How Bahrain’s media landscape was changed by one man, and 11 Blackberries.
The article is a version of a paper published in Medium, the journal of mediology, summer 2011.
Yousef Tuqan Tuqan
CEO, Flip Media
yousef@flip.me
Stanley Moss
DiGanZi
diganzi@gmail.com
The Journal of the Medinge Group, vol. 5, no. 1, 2011
‘You only know that you have succeeded as a blogger when they put you in jail.’—Egyptian joke, circa 2010
ENDLESSLY RESOURCEFUL, humans long to transmit information even when extraneous conditions seem to conspire to thwart them. Take, for example, the case of Muhannad, a Bahraini journalist and news aggregator who in 2009 followed his entrepreneurial instincts and set up a daily news feed called Breaking News, via Blackberry Messenger. It mattered not that the devices can hold only a maximum of 2,000 contacts. Once he had attracted over 13,000 subscribers registered to receive his daily updates, including a 6 a.m. round-up of newspaper headlines, Muhannad had taken to carrying multiple devices with him, becoming much of a local celebrity, armed with his armada of Blackberries wherever he went.

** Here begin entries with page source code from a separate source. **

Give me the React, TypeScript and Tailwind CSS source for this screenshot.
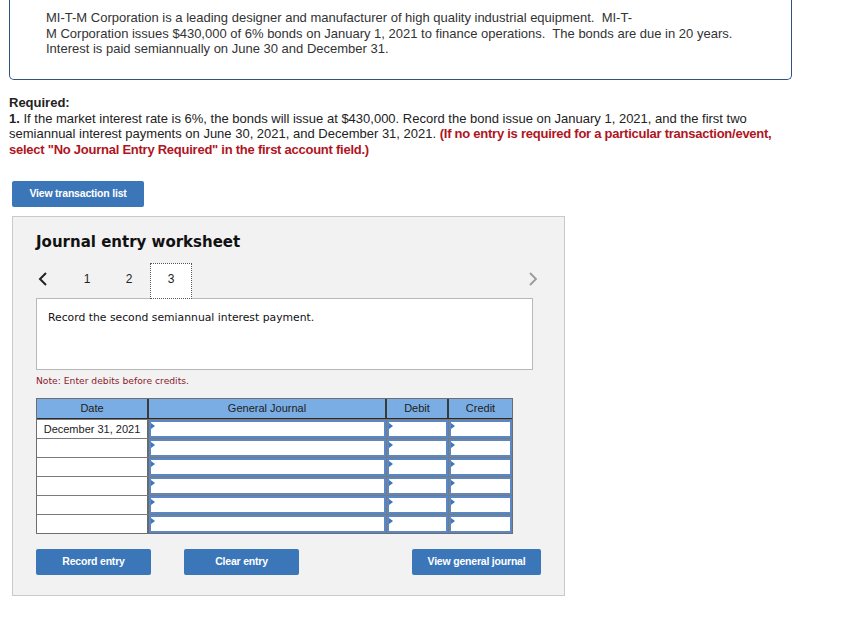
import React from "react";

const sans = "font-['Liberation_Sans',Arial,sans-serif]";
const verd = "font-['DejaVu_Sans',Verdana,sans-serif]";

function InputCell({ w }: { w: string }) {
  return (
    <div className={`${w} h-full border-r border-[#7a7a7a] last:border-r-0 p-0`}>
      <div className="relative h-full border-2 border-[#5b88c4] bg-white">
        <div className="absolute top-[1px] left-0 w-0 h-0 border-y-[3px] border-y-transparent border-l-[4px] border-l-[#3a76c2]" />
      </div>
    </div>
  );
}

function Row({ date }: { date?: string }) {
  return (
    <div className="flex h-[19px] border-t border-[#7a7a7a]">
      <div className={`w-[112px] border-r-2 border-[#6a6a6a] bg-white flex items-center justify-center text-[11px] text-[#222] ${sans}`}>
        {date ?? ""}
      </div>
      <InputCell w="w-[238px]" />
      <InputCell w="w-[62px]" />
      <InputCell w="w-[63px]" />
    </div>
  );
}

function Btn({ children, w }: { children: React.ReactNode; w: string }) {
  return (
    <button className={`${w} h-[26px] rounded-[2px] bg-[#3b76b9] text-white text-[10.5px] font-bold ${sans} tracking-[-0.2px] flex items-center justify-center`}>
      {children}
    </button>
  );
}

export default function App() {
  return (
    <div className={`w-[863px] h-[626px] bg-white overflow-hidden text-[#222] ${sans}`}>
      {/* top problem box */}
      <div className="ml-[9px] w-[783px] h-[80px] border-x-[1.5px] border-b-[1.5px] border-[#2f5282] rounded-b-[5px] pl-[36px] pt-[10px] text-[13px] leading-[15.5px] text-[#333]">
        <div>MI-T-M Corporation is a leading designer and manufacturer of high quality industrial equipment.&nbsp; MI-T-</div>
        <div>M Corporation issues $430,000 of 6% bonds on January 1, 2021 to finance operations.&nbsp; The bonds are due in 20 years.</div>
        <div>Interest is paid semiannually on June 30 and December 31.</div>
      </div>

      {/* required */}
      <div className="mt-[15px] ml-[9px] text-[13px] leading-[15.5px] text-[#222]">
        <div className="font-bold">Required:</div>
        <div>
          <span className="font-bold">1.</span> If the market interest rate is 6%, the bonds will issue at $430,000. Record the bond issue on January 1, 2021, and the first two
        </div>
        <div>
          semiannual interest payments on June 30, 2021, and December 31, 2021.{" "}
          <span className="font-bold text-[#b0141e] tracking-[-0.25px]">(If no entry is required for a particular transaction/event,</span>
        </div>
        <div className="font-bold text-[#b0141e] tracking-[-0.25px]">select "No Journal Entry Required" in the first account field.)</div>
      </div>

      <div className="mt-[24px] ml-[12px]">
        <Btn w="w-[132px]">View transaction list</Btn>
      </div>

      {/* worksheet panel */}
      <div className="mt-[9px] ml-[12px] w-[553px] h-[380px] bg-[#f2f2f2] border border-[#c9c9c9] pl-[23px] pt-[14px]">
        <div className={`${verd} font-bold text-[15px] leading-[22px] text-[#111]`}>Journal entry worksheet</div>

        <div className="mt-[10px] flex items-end h-[35px] w-[496px] relative">
          <div className="w-[30px] h-full flex items-center">
            <svg width="10" height="14" viewBox="0 0 10 14" className="ml-[2px] -mt-[4px]">
              <polyline points="8,1 2,7 8,13" fill="none" stroke="#222" strokeWidth="2" />
            </svg>
          </div>
          <div className={`w-[42px] h-full flex items-center justify-center text-[12px] ${sans} pb-[4px]`}>1</div>
          <div className={`w-[42px] h-full flex items-center justify-center text-[12px] ${sans} pb-[4px]`}>2</div>
          <div className={`w-[42px] h-[36px] -mb-[1px] bg-white border border-dotted border-[#555] flex items-center justify-center text-[12px] ${sans} pb-[4px] z-10`}>3</div>
          <div className="flex-1" />
          <div className="h-full flex items-center mr-[-6px]">
            <svg width="10" height="14" viewBox="0 0 10 14" className="-mt-[4px]">
              <polyline points="2,1 8,7 2,13" fill="none" stroke="#9a9a9a" strokeWidth="1.8" />
            </svg>
          </div>
        </div>

        <div className="w-[497px] h-[72px] bg-white border border-[#b8b8b8] pl-[11px] pt-[11px]">
          <div className={`${verd} text-[10.8px] text-[#111]`}>Record the second semiannual interest payment.</div>
        </div>

        <div className={`${verd} mt-[4px] text-[9.2px] text-[#8b1a2c]`}>Note: Enter debits before credits.</div>

        <div className="mt-[10px] w-[477px] border-[1.5px] border-[#6e6e6e] bg-white">
          <div className={`flex h-[21px] bg-[#79ade3] border-b-2 border-[#2a2a2a] text-[11px] text-[#222] ${sans}`}>
            <div className="w-[112px] border-r-2 border-[#3a3a3a] flex items-center justify-center">Date</div>
            <div className="w-[238px] border-r-2 border-[#3a3a3a] flex items-center justify-center">General Journal</div>
            <div className="w-[62px] border-r-2 border-[#3a3a3a] flex items-center justify-center">Debit</div>
            <div className="w-[63px] flex items-center justify-center">Credit</div>
          </div>
          <div className="-mt-px">
            <Row date="December 31, 2021" />
            <Row />
            <Row />
            <Row />
            <Row />
            <Row />
          </div>
        </div>

        <div className="mt-[15px] flex">
          <Btn w="w-[115px]">Record entry</Btn>
          <div className="w-[33px]" />
          <Btn w="w-[115px]">Clear entry</Btn>
          <div className="w-[113px]" />
          <Btn w="w-[129px]">View general journal</Btn>
        </div>
      </div>
    </div>
  );
}
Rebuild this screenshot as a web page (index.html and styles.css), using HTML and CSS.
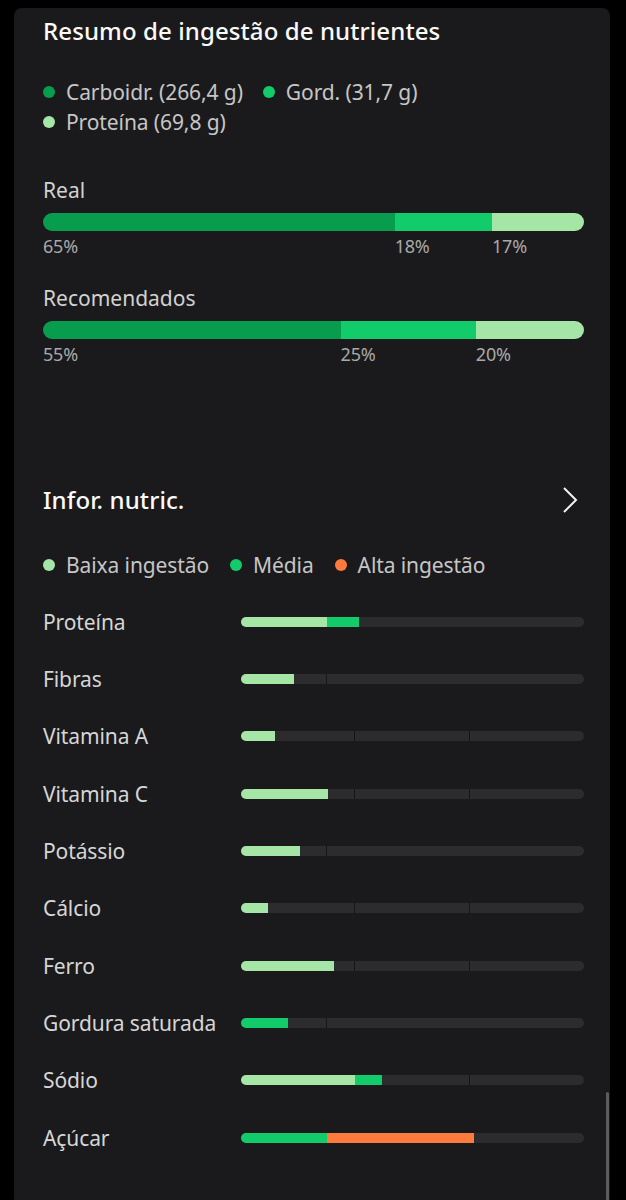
FILE: index.html
```html
<!DOCTYPE html>
<html lang="pt">
<head>
    <meta charset="UTF-8">
    <meta name="viewport" content="width=device-width, initial-scale=1.0">
    <title>Resumo de ingestão de nutrientes</title>
    <link rel="stylesheet" href="styles.css">
</head>
<body>
    <div class="card">
        <h2 class="title">Resumo de ingestão de nutrientes</h2>

        <div class="legend">
            <span class="legend-item"><i class="dot carb"></i>Carboidr. (266,4 g)</span>
            <span class="legend-item"><i class="dot fat"></i>Gord. (31,7 g)</span>
            <span class="legend-item"><i class="dot prot"></i>Proteína (69,8 g)</span>
        </div>

        <div class="ratio ratio-first">
            <div class="ratio-label">Real</div>
            <div class="ratio-bar">
                <span class="seg carb" style="width: 65%"></span>
                <span class="seg fat" style="width: 18%"></span>
                <span class="seg prot" style="width: 17%"></span>
            </div>
            <div class="ratio-values">
                <span style="width: 65%">65%</span>
                <span style="width: 18%">18%</span>
                <span style="width: 17%">17%</span>
            </div>
        </div>

        <div class="ratio">
            <div class="ratio-label">Recomendados</div>
            <div class="ratio-bar">
                <span class="seg carb" style="width: 55%"></span>
                <span class="seg fat" style="width: 25%"></span>
                <span class="seg prot" style="width: 20%"></span>
            </div>
            <div class="ratio-values">
                <span style="width: 55%">55%</span>
                <span style="width: 25%">25%</span>
                <span style="width: 20%">20%</span>
            </div>
        </div>

        <div class="section-head">
            <h2 class="title">Infor. nutric.</h2>
            <svg class="chevron" width="20" height="30" viewBox="0 0 20 30">
                <polyline points="4,3 16,15 4,27" fill="none" stroke="#f2f2f2" stroke-width="2"/>
            </svg>
        </div>

        <div class="legend legend-levels">
            <span class="legend-item"><i class="dot low"></i>Baixa ingestão</span>
            <span class="legend-item"><i class="dot mid"></i>Média</span>
            <span class="legend-item"><i class="dot high"></i>Alta ingestão</span>
        </div>

        <ul class="nutrients">
            <li class="nutrient">
                <span class="name">Proteína</span>
                <div class="track q">
                    <span class="fill low" style="width: 25.2%"></span>
                    <span class="fill mid" style="width: 9.1%"></span>
                </div>
            </li>
            <li class="nutrient">
                <span class="name">Fibras</span>
                <div class="track q">
                    <span class="fill low" style="width: 15.5%"></span>
                </div>
            </li>
            <li class="nutrient">
                <span class="name">Vitamina A</span>
                <div class="track t">
                    <span class="fill low" style="width: 9.9%"></span>
                </div>
            </li>
            <li class="nutrient">
                <span class="name">Vitamina C</span>
                <div class="track t">
                    <span class="fill low" style="width: 25.4%"></span>
                </div>
            </li>
            <li class="nutrient">
                <span class="name">Potássio</span>
                <div class="track q">
                    <span class="fill low" style="width: 17.3%"></span>
                </div>
            </li>
            <li class="nutrient">
                <span class="name">Cálcio</span>
                <div class="track t">
                    <span class="fill low" style="width: 7.9%"></span>
                </div>
            </li>
            <li class="nutrient">
                <span class="name">Ferro</span>
                <div class="track t">
                    <span class="fill low" style="width: 27.2%"></span>
                </div>
            </li>
            <li class="nutrient">
                <span class="name">Gordura saturada</span>
                <div class="track q">
                    <span class="fill mid" style="width: 13.7%"></span>
                </div>
            </li>
            <li class="nutrient">
                <span class="name">Sódio</span>
                <div class="track t">
                    <span class="fill low" style="width: 33.3%"></span>
                    <span class="fill mid" style="width: 7.9%"></span>
                </div>
            </li>
            <li class="nutrient">
                <span class="name">Açúcar</span>
                <div class="track q">
                    <span class="fill mid" style="width: 25.1%"></span>
                    <span class="fill high" style="width: 42.7%"></span>
                </div>
            </li>
        </ul>

        <div class="scrollbar"></div>
    </div>
</body>
</html>
```

FILE: styles.css
```css
body {
    margin: 0;
    background: #000;
    font-family: "Noto Sans", Roboto, sans-serif;
    color: #d6d6d6;
    overflow: hidden;
}

.card {
    position: relative;
    margin: 8px 16px 0 14px;
    padding: 7px 26px 60px 29px;
    background: #1a1a1c;
    border-radius: 8px 8px 28px 28px;
}

.title {
    margin: 0;
    font-size: 24px;
    line-height: 32px;
    font-weight: 500;
    color: #fafafa;
    letter-spacing: 0.1px;
}

.legend {
    display: flex;
    flex-wrap: wrap;
    column-gap: 20px;
    margin-top: 30px;
    width: 430px;
}

.legend-item {
    display: flex;
    align-items: center;
    font-size: 21px;
    line-height: 30px;
    color: #c6c6c6;
    letter-spacing: -0.1px;
}

.dot {
    width: 12px;
    height: 12px;
    border-radius: 50%;
    margin-right: 11px;
}

.carb { background: #089c4f; }
.fat  { background: #12cc6b; }
.prot { background: #a5e6a6; }
.low  { background: #a5e6a6; }
.mid  { background: #12cc6b; }
.high { background: #ff7a3d; }

.ratio {
    margin-top: 27px;
}

.ratio-first {
    margin-top: 39px;
}

.ratio-label {
    font-size: 21px;
    line-height: 28px;
    color: #d2d2d2;
}

.ratio-bar {
    display: flex;
    height: 18px;
    margin-top: 9px;
    border-radius: 9px;
    overflow: hidden;
}

.ratio-values {
    display: flex;
    margin-top: 4px;
    font-size: 18px;
    line-height: 22px;
    color: #a9a9a9;
    letter-spacing: -0.2px;
}

.section-head {
    display: flex;
    justify-content: space-between;
    align-items: center;
    margin-top: 119px;
}

.chevron {
    margin-right: 4px;
}

.legend-levels {
    margin-top: 34px;
    column-gap: 21px;
    width: auto;
}

.nutrients {
    list-style: none;
    margin: 13px 0 0;
    padding: 0;
}

.nutrient {
    display: grid;
    grid-template-columns: 198px 1fr;
    align-items: center;
    height: 57.33px;
}

.name {
    font-size: 21px;
    color: #d6d6d6;
    letter-spacing: -0.1px;
}

.track {
    position: relative;
    display: flex;
    height: 10px;
    border-radius: 5px;
    overflow: hidden;
    background: #2c2c2e;
}

.track.q {
    background: linear-gradient(to right, transparent calc(25% - 1px), #161618 calc(25% - 1px), #161618 25%, transparent 25%), #2c2c2e;
}

.track.t {
    background: linear-gradient(to right, transparent calc(33.3% - 1px), #161618 calc(33.3% - 1px), #161618 33.3%, transparent 33.3%, transparent calc(66.7% - 1px), #161618 calc(66.7% - 1px), #161618 66.7%, transparent 66.7%), #2c2c2e;
}

.fill {
    height: 100%;
}

.scrollbar {
    position: absolute;
    right: 1px;
    top: 1084px;
    width: 3px;
    height: 120px;
    border-radius: 2px;
    background: #5c5c5e;
}
```
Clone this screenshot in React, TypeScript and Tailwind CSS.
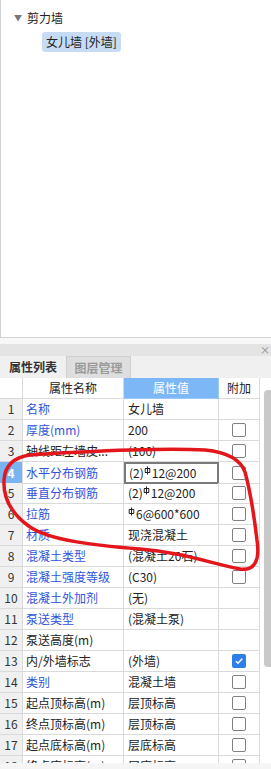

One morning in April 2010, subscribers to Muhannad’s daily news service received a message stating, ‘I am sorry about the inconvenience, but as you do know, it is well beyond my capabilities.’ The message, signed Muhannad Sulaiman Al Noaimi, continued, ‘I will suspend the service in compliance with the law, but it will be only for a few days until I complete the procedures to get the license. I will not give up this right to freedom of providing information.’
In the years leading up to the Arab spring of 2011, Middle Eastern nations had experienced an unprecedented wave of change in how citizens were able to access media, and how governments struggled to contain it. For Arab citizens in the 1980s, access to media was restricted to terrestrial government-owned TV and radio broadcasters, local newspapers and a trickling of international newspapers and magazines, which had objectionable content either blacked out or ripped from the magazines. In Kuwait during that era, every story relating to Israel in a foreign publication was stamped with the message ‘Know your enemy.’
Subsequently, the proliferation of satellite television, the internet and mobile phones created untold opportunities for Arab citizens to access, consume and produce media and content on their own terms. And their governments responded in the only way they know how: by blocking access wherever possible. The black marker of the 1980s was replaced with proxies that block Internet access, and legislation which criminalizes unlicensed broadcasting.
A March 2010 report by the organization Reporters Sans Frontières (RSF) entitled ‘Enemies of the Internet’ listed the ‘worst violators of freedom of expression on the Net’. Five of the twelve countries listed were Middle Eastern: Egypt, Iran, Saudi Arabia, Syria and Tunisia.
Since that report was published, two of the five (Egypt and Tunisia) have seen the overthrow of their government by popular protests, another two (Saudi Arabia and Iran) have seen widespread protests in the streets, and Syria has a revolution still in progress.
Bahrain, meanwhile, was listed by RSF as ‘Under surveillance’ due to its practice of internet filtering, the surveillance of bloggers, and a requirement that all websites hosted in the country or abroad featuring information about the kingdom’s business, arts, religion, or politics be registered with the Ministry of Culture and Information.
At the time of its shutdown by the Ministry in April 2011, Breaking News’ formidable following of 13,000 Blackberry Messenger subscribers was all the more significant, given the immediacy of the news and the fact that its circulation exceeded many of Bahrain’s largest daily newspapers. Bahrain’s Ministry of Culture and Information had announced a ban on the sharing of news via Blackberry citing the ‘impact that such news create among the public by causing chaos and confusion, especially since the source is individuals and agencies which have failed to obtain official permission by the ministry.’
After a petition by Muhannad in May 2010, his Breaking News Blackberry service was restored, renamed Muhannad’s News. This indicated to its subscribers that it was not an official news source. By September 2010, Muhannad’s News—now broadcasting from 16 Blackberries—had attracted 32,000 subscribers. That was the point when his service was permanently shut down, along with his Breaking News website, which by then attracted over 122,000 visitors per month.
‘I have … thousands of subscribers who want to stay posted on latest news and developments in the kingdom,’ Muhannad stated. ‘I started this group in December last year and since then it has grown at a fast pace, [but] we respect Bahraini laws and regulations and will stop providing our free services for our Blackberry group and website subscribers until further notice.’
While the ban in September may have spelled the end of his Blackberry news service, it has not been the end of Muhannad’s passion for journalism. On February 24, 2011, the Bahrain News Agency launched its own new website. At the launch, the BNA’s newly-appointed Director stated, ‘the website will be more interactive as it is connected to Facebook, Twitter and (has) special applications for Blackberry, iPhone and iPad.’
The name of its newly appointed Director was Muhannad Sulaiman Al Noaimi.